Do you have any friends/family who work in small business? Have they tested
it? Have they been sold on it? My advice is to approach somebody who is a
"real life" connection, offer them two to four months free if they participate
as a test group that reports back about their experiences. Work with them in
person through the installation / adoption process, noting any areas of poor
UX in the application or anything confusing in the documentation. If it seems
like it is an error that is likely to occur again, strongly consider fixing
it.

If the first company isn't bullish on your project, find another. If you can't
give your application away for free to people you know, it is unlikely to
appeal to strangers.

Don't put your eggs in the one basket. Try to connect with as many companies
that you can within these few initial months. Once you are reasonably
confident in your ability handle troubleshooting in person, can explain what
benefit your app brings based on real case studies and have at least a couple
paying customers, maybe you should consider writing to industry bloggers,
pitching your new project.

Get referrals from the people who work in small business to others who they
think could benefit.Your success depends on how you are able to tap into the
very competitive small business market.

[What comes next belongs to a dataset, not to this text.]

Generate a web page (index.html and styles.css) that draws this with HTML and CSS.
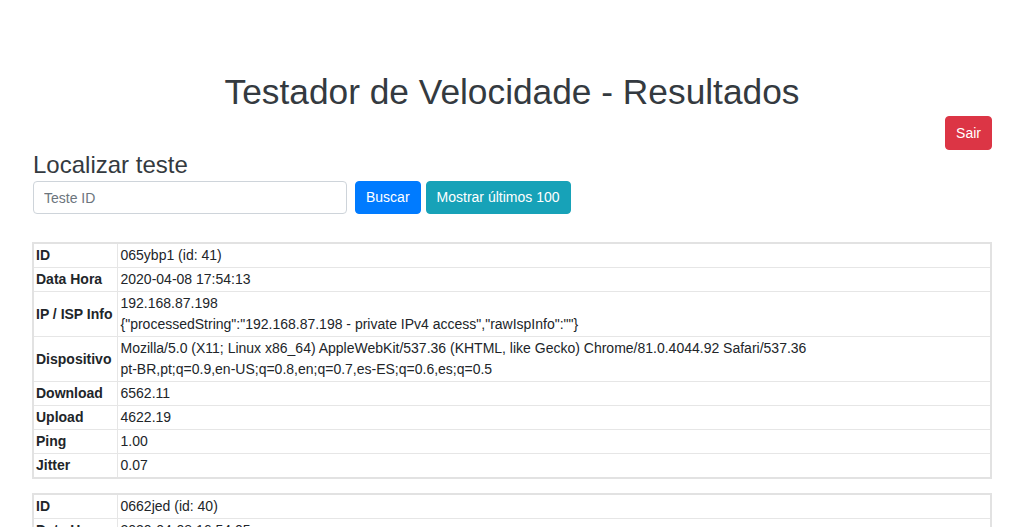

If you don't have a huge marketing
budget, banner ads are not likely to go far. AdWords are more reasonable, but
consider targeting them to people in your area and niche yourself there before
thinking national.

You should think in terms of companies, not individual users. Small businesses
will have between 5 and 50 employees. How many people from each business will
be using your product? How many licenses do they get for your price?

Good luck.

------
devmonk
Struggling to provide estimates of user adoption and hoping to get realistic
numbers from someone else that you could use as a wild guess? Stop wasting
time dreaming, get the app out, and get your numbers up. Don't scale until you
need to, and don't sell numbers you won't live up to.